What founders get wrong: Making compensation decisions case-by-case without a guiding philosophy, then ending up with pay inequity across employees in similar roles. The right discipline: develop an explicit compensation philosophy by Series A, specify the dimensions (market positioning, cash/equity balance, geographic policy, performance weighting, transparency), and use it consistently in all comp decisions. Publish salary bands internally (or externally where legally required). Review annually and adjust as the company evolves.

Related: Salary Bands · Employee Equity · Performance Review · Hiring Plan · Core Values

FAQ

What is a compensation philosophy?
The explicit framework a company uses to make pay decisions across hiring, performance, promotions, and ongoing compensation adjustments.
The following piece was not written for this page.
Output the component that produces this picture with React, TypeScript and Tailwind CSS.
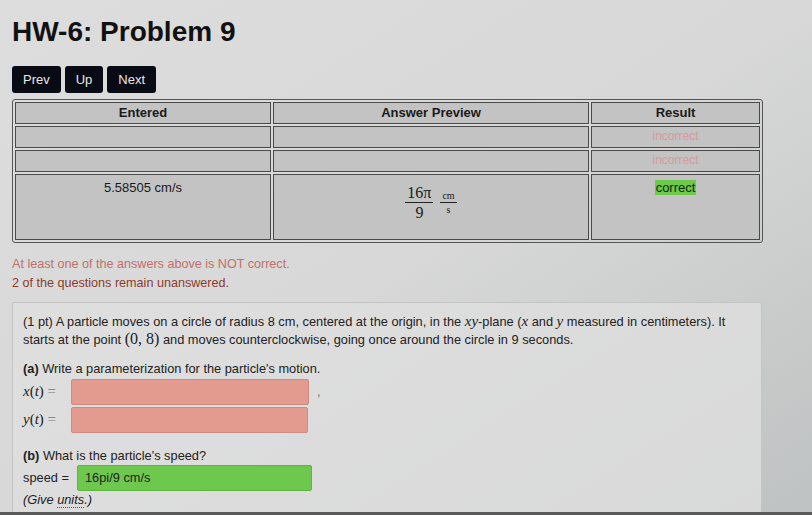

Defines market positioning, cash/equity balance, geographic policy, performance vs tenure weighting, and transparency policy.

Why does compensation philosophy matter?
Because compensation is the single largest expense at most startups (50-80% of operating expenses), the largest driver of recruiting effectiveness, and a primary determinant of retention. Decisions made without a philosophy lead to inconsistency, pay inequity, and frustration. An explicit philosophy enables consistent decisions and measurable outcomes.

When should I develop a compensation philosophy?
By Series A. Before that, comp decisions can be made case-by-case at small scale. Once the company has 20+ employees, the philosophy becomes important to prevent inequity and inconsistency. By Series B, the philosophy should be documented, salary bands should exist, and decisions should follow the framework systematically.